Governo só indemniza famílias de comandos mortos se for obrigado
Estado interrompe negociações e vai aguardar pela decisão do tribunal Tragédia com recrutas foi em 2016, mas julgamento está longe de terminar
FORÇAS ARMADAS O Governo travou, no último trimestre do ano passado, a negociação a que dera início para o pagamento de indemnizações às famílias dos recrutas mortos, devido a um “golpe de calor”, durante a chamada “prova-zero” do 127.o Curso de Comandos, em 2016. Para desespero das famílias, a intenção do Estado é, agora, nada decidir antes do final do julgamento, que começou há mais de um ano e não tem data para terminar. Ao JN, o Ministério da Justiça (MJ) refere apenas que, se houver um acordo, irá ponderar se “a transação deve ou não ser autorizada”, “à luz do interesse público”.

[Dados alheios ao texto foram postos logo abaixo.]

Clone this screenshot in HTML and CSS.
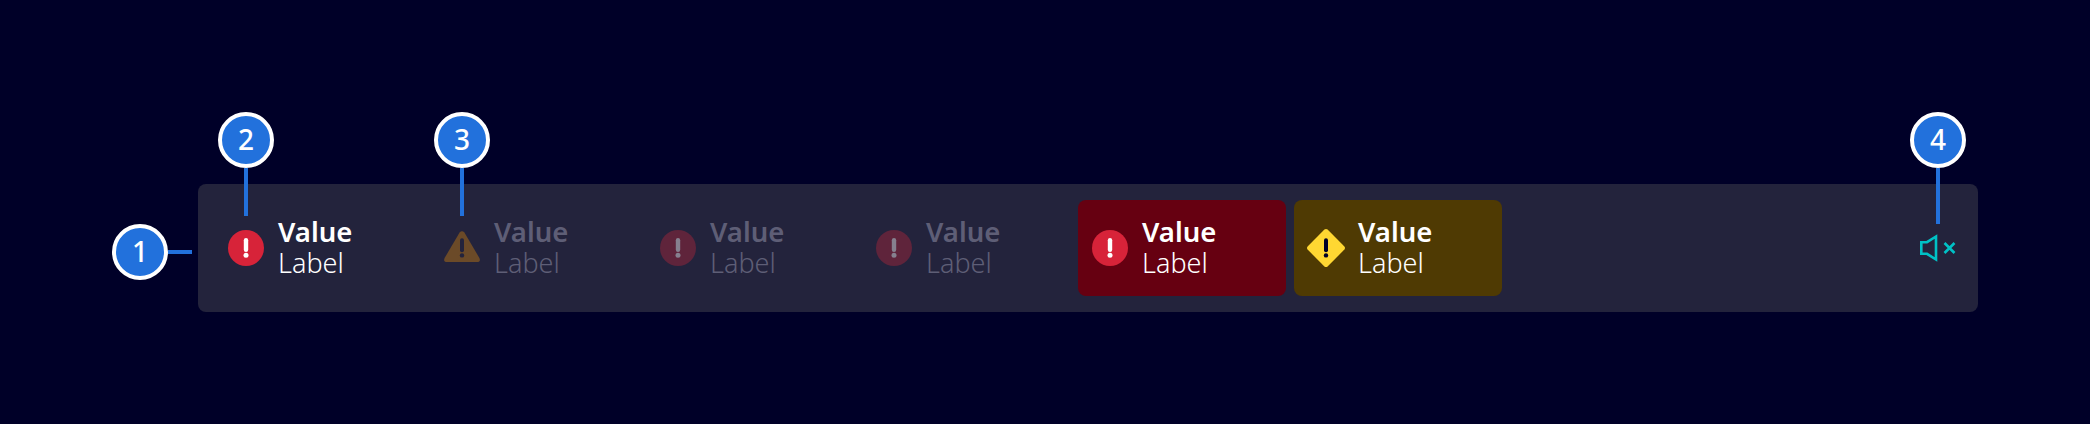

“Acho lamentável. Noutras situações que conhecemos desta natureza – como [os fogos de] Pedrógão –, o Estado sempre avançou, independentemente da responsabilidade criminal, por entender que, mesmo que não haja responsabilidade criminal, há o funcionamento do sistema em geral que falha”, frisa Ricardo Sá Fernandes, advogado dos pais de Hugo Abreu e do pai de Dylan Silva, ambos com 20 anos à data da sua morte.

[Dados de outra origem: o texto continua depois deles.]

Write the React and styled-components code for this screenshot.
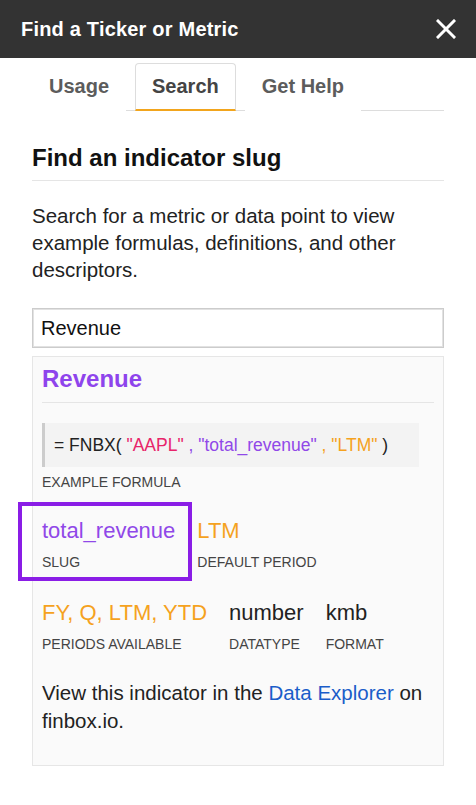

Até porque, acrescenta o representante da mãe deste último, Miguel Santos Pereira, “estamos a falar de militares que já tinham jurado bandeira” e “estavam a preparar-se para representar o Estado”, nomeadamente em missões no estrangeiro. “O Estado não se tem comportado à altura das circunstâncias”, afirma.
RESPOSTA APÓS ELEIÇÕES
Em causa está, além da garantia do pagamento da indemnização em si, a certeza de que tal acontece num tempo razoável. Em tribunal, está já a ser julgado, a par de 539 crimes imputados a 19 militares, o pedido de indemnização civil dos pais de Hugo Abreu, dos pais de Dylan Silva, e de um terceiro instruendo, Rodrigo Seco, que ficou ferido, mas a decisão pode demorar meses a ser proferida.
No total, o montante exigido ascende aos 740 mil euros e obrigou, poucos meses após o início das diligências, à nomeação de um representante legal do Estado, uma vez que, se tal não acontecesse, o Ministério Público seria simultaneamente acusador e réu.

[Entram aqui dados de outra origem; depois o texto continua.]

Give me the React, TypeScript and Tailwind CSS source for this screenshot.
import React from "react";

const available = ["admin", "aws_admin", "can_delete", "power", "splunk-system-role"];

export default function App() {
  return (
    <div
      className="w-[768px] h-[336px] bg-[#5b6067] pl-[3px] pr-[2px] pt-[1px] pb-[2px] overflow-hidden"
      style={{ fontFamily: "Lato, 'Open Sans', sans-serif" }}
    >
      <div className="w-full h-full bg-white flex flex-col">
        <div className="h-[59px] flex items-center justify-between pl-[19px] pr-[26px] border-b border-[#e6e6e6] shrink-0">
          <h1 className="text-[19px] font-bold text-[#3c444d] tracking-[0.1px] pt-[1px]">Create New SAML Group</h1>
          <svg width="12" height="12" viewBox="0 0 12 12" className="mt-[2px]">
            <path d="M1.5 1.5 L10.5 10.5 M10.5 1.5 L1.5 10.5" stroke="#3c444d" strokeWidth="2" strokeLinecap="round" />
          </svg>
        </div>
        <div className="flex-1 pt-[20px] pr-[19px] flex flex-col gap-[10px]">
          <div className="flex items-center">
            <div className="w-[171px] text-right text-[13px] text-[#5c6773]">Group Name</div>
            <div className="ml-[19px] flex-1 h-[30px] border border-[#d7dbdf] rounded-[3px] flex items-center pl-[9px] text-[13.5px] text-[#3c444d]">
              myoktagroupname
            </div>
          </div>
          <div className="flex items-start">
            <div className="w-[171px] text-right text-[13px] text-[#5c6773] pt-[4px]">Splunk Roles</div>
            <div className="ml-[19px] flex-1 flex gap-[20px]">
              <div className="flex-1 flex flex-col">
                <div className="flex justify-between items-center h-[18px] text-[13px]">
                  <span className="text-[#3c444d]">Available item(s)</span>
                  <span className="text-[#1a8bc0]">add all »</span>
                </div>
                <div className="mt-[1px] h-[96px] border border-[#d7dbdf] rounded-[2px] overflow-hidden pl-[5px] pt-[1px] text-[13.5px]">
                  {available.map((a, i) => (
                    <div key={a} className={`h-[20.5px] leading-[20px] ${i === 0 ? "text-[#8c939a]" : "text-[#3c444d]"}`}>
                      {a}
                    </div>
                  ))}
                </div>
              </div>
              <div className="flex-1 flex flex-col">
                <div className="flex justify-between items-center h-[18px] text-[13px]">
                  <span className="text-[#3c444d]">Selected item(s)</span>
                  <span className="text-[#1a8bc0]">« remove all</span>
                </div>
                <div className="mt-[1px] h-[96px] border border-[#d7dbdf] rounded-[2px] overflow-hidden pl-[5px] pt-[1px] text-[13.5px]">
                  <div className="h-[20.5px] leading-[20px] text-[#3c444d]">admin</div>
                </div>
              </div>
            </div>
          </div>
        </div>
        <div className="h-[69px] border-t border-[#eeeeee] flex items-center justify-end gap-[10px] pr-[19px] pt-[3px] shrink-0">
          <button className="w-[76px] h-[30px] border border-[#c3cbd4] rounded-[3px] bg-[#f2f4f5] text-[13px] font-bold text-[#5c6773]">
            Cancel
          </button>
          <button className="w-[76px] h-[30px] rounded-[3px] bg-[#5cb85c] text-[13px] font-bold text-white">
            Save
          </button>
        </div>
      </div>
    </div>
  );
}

Ao que o JN apurou, foi nessa altura, entre março e abril do ano passado, que o mandatário escolhido iniciou negociações com as famílias de Hugo Abreu e Dylan Silva. Estes apresentaram então uma proposta similar à dos autos, aberta a discussão, mas, meses depois, foram informados verbalmente de que a posição do Estado se alterara.